■ EXERCISE ■
Copy out each line of the data holding "this".

■ DATA SUPPLIED ■
__________
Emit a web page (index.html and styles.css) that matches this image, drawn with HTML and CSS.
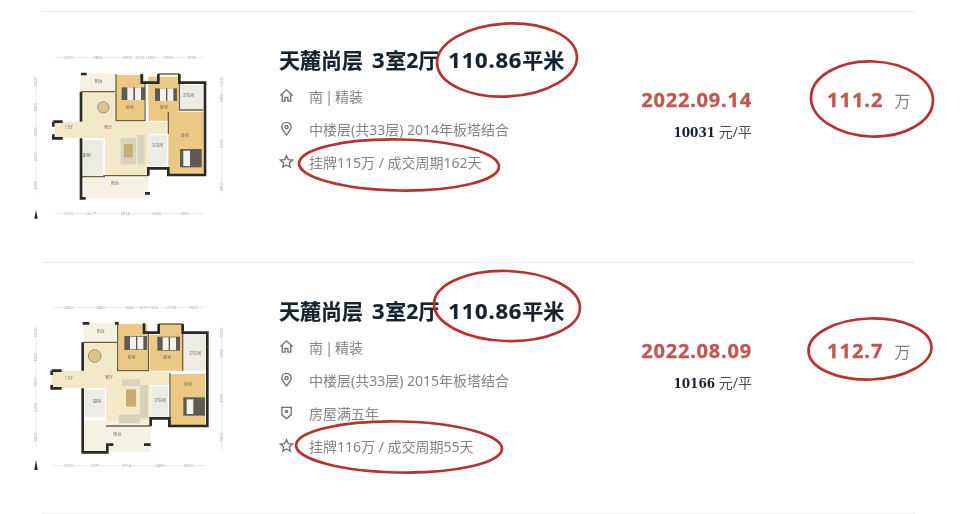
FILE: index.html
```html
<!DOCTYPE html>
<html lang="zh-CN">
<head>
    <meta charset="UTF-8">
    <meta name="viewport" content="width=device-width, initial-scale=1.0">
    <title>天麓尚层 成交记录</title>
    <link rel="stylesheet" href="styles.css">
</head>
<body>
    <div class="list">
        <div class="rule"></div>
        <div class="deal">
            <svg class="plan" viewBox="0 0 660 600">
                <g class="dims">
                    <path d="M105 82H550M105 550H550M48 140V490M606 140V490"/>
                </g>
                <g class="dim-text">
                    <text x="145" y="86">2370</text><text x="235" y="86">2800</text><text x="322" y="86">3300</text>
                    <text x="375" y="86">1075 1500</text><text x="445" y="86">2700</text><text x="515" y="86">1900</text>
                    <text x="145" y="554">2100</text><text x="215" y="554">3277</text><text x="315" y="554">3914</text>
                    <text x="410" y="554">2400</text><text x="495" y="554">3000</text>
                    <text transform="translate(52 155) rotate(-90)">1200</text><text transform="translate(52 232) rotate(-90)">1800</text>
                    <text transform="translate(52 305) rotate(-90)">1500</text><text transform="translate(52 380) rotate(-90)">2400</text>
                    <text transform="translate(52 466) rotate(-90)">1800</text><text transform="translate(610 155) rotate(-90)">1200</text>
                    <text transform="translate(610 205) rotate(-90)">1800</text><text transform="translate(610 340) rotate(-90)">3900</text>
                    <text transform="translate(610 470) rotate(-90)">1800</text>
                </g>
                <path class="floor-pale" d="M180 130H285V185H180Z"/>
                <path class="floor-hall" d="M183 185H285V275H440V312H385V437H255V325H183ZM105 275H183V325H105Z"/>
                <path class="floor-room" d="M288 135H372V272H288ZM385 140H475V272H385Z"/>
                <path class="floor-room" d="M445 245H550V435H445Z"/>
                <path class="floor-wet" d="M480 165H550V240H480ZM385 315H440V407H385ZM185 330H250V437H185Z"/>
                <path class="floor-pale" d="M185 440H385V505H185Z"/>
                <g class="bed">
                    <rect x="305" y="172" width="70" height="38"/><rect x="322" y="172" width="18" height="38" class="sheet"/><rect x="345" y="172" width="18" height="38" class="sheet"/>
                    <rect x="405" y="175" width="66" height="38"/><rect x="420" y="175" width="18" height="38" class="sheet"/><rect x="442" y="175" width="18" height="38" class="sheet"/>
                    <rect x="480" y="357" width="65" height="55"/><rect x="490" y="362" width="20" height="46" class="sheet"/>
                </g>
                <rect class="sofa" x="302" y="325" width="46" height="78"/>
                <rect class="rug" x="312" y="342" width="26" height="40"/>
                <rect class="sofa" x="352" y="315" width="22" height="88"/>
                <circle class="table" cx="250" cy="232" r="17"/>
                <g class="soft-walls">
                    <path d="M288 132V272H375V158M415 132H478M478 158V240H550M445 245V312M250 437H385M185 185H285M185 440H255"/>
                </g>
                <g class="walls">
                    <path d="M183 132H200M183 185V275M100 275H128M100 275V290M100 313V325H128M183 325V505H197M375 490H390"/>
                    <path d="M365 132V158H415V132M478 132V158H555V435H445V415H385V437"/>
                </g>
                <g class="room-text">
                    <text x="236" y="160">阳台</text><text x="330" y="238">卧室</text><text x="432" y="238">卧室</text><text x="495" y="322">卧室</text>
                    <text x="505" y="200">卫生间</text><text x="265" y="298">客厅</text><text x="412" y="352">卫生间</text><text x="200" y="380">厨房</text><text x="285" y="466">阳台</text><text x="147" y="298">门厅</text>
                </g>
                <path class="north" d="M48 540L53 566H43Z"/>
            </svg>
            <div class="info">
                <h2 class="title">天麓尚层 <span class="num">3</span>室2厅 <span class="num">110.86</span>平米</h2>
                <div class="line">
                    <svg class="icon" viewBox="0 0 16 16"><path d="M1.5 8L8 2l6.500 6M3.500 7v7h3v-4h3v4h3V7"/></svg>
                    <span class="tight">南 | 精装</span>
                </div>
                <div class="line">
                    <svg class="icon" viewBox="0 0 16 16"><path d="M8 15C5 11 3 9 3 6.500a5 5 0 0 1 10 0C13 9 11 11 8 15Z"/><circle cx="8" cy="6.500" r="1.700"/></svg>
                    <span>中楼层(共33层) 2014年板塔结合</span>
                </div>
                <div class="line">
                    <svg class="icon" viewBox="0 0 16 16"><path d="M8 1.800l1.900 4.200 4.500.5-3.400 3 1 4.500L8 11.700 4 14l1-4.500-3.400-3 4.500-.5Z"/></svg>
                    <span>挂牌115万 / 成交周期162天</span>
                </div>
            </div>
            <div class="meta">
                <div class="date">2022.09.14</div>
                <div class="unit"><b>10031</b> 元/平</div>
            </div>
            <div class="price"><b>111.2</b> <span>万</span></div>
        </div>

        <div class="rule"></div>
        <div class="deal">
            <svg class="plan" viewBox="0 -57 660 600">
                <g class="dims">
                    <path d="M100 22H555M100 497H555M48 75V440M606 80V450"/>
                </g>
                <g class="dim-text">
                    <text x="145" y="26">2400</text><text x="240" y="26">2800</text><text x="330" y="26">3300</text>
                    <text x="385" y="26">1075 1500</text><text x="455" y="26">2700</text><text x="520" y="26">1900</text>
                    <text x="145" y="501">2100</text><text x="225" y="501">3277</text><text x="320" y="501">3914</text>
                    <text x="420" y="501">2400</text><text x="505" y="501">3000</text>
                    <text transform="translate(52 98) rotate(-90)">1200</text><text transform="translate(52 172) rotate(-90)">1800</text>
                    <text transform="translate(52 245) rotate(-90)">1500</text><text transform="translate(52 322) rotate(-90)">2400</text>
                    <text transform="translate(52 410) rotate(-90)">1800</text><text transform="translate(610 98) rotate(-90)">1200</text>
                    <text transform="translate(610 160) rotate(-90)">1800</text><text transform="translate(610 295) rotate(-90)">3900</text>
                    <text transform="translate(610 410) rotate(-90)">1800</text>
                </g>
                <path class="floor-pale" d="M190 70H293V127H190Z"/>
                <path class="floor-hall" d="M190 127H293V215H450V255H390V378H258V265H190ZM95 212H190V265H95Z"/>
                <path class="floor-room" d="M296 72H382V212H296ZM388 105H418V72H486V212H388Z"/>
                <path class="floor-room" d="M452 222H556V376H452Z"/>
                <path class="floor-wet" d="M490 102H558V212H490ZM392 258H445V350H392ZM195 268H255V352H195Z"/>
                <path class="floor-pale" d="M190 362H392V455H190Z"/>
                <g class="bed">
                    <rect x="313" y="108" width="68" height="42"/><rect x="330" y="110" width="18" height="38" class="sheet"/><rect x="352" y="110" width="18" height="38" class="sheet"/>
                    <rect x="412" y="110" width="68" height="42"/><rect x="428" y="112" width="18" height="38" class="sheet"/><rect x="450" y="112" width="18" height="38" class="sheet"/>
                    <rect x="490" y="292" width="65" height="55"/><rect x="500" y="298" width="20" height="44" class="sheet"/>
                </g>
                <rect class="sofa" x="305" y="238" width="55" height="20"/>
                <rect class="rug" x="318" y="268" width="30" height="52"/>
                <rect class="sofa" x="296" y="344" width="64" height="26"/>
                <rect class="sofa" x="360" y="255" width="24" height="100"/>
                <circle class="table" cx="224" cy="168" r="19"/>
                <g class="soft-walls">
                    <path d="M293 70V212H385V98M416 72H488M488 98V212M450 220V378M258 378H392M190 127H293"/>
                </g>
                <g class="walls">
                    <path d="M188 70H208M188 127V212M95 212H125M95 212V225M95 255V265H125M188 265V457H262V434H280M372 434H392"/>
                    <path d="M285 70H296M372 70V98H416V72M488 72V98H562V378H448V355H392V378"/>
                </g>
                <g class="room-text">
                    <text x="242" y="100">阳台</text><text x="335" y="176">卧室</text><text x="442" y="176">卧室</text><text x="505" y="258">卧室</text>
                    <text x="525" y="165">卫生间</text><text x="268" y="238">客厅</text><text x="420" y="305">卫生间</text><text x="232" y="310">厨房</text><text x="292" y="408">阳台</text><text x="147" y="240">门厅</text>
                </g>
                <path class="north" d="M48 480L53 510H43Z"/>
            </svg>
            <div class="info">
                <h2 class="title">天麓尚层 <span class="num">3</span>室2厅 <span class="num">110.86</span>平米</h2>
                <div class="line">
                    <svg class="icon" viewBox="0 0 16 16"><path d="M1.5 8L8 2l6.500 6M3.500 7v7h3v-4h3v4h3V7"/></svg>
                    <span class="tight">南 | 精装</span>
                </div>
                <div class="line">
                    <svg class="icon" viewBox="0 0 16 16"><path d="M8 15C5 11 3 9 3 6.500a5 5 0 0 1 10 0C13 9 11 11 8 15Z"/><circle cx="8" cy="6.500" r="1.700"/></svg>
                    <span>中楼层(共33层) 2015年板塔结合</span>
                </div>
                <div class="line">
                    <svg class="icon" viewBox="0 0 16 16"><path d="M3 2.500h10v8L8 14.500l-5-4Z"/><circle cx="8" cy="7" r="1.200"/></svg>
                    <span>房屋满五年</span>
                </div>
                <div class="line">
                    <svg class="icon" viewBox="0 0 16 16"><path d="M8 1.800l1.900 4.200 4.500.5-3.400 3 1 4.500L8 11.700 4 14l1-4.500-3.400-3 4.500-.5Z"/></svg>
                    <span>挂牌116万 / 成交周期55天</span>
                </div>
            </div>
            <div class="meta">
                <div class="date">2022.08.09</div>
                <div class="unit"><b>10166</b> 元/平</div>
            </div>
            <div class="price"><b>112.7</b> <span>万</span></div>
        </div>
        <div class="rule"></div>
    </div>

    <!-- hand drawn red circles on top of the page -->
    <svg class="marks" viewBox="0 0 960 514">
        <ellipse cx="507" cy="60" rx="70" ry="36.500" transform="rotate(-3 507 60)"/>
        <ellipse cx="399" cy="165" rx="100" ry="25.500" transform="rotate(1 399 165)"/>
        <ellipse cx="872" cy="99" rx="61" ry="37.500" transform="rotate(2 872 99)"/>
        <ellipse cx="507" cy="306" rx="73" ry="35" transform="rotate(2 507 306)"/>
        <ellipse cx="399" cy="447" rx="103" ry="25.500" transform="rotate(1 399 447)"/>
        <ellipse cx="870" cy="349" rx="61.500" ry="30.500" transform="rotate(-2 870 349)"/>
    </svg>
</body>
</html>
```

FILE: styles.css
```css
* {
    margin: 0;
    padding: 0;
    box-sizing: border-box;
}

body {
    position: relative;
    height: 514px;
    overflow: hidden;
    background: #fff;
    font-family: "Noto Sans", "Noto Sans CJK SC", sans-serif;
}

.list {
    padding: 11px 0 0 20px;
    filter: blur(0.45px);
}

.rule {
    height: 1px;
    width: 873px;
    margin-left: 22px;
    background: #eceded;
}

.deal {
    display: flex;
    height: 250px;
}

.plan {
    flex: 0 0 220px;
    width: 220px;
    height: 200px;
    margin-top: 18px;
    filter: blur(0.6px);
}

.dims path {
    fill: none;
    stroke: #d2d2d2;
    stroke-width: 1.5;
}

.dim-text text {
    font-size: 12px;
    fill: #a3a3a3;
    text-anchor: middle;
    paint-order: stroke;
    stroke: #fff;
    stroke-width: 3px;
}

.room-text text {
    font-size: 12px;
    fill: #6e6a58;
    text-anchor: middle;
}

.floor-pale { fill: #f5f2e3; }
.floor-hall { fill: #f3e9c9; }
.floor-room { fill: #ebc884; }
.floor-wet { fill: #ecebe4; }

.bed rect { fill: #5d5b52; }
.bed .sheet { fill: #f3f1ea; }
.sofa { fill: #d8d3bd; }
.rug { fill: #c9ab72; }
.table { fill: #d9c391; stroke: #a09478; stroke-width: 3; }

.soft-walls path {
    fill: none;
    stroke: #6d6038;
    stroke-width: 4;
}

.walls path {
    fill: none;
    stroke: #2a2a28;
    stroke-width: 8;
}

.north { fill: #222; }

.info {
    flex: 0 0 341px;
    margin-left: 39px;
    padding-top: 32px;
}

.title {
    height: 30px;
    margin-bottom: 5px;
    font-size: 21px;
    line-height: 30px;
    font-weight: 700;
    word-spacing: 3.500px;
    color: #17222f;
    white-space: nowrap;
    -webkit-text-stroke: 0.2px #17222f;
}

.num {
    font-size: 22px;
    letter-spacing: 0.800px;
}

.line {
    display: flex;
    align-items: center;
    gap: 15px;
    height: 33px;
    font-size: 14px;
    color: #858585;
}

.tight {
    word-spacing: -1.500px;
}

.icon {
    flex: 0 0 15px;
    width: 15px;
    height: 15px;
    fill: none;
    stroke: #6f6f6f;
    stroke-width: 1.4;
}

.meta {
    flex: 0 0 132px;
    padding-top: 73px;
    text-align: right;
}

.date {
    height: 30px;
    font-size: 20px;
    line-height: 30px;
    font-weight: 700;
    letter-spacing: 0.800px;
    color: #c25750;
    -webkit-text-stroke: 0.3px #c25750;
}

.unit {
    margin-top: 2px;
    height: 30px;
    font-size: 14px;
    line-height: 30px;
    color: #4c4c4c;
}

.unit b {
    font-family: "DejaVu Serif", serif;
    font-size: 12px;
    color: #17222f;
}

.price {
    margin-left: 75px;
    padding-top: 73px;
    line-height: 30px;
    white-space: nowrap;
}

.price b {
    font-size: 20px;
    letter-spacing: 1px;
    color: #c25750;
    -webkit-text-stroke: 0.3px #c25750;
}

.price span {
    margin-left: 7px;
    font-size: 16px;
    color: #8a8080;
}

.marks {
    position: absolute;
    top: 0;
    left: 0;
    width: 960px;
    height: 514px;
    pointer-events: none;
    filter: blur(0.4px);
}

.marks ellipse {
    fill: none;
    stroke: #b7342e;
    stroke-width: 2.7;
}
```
__________
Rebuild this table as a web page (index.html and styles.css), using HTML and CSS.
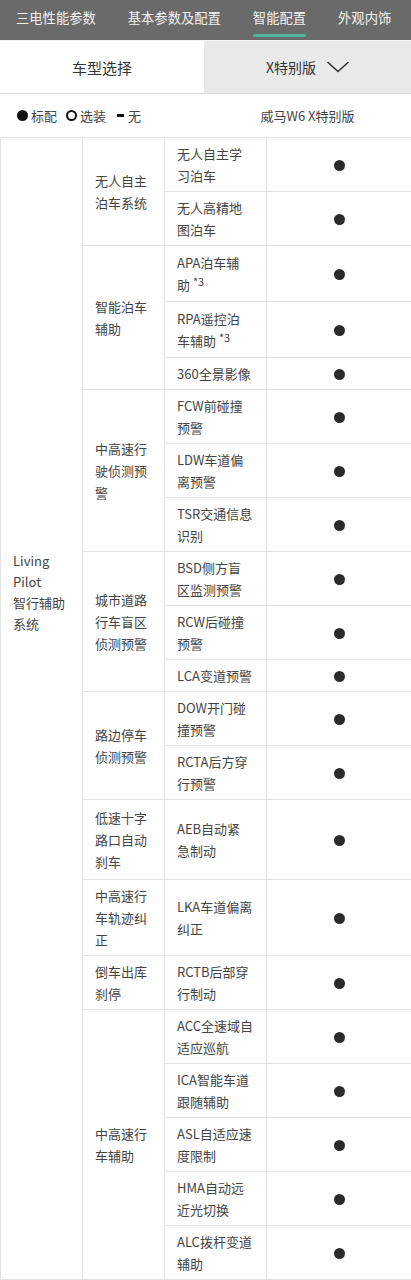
__________
■ TASK RESULT ■
Emit a web page (index.html and styles.css) that matches this image, drawn with HTML and CSS.
Rebuild this table as a web page (index.html and styles.css), using HTML and CSS.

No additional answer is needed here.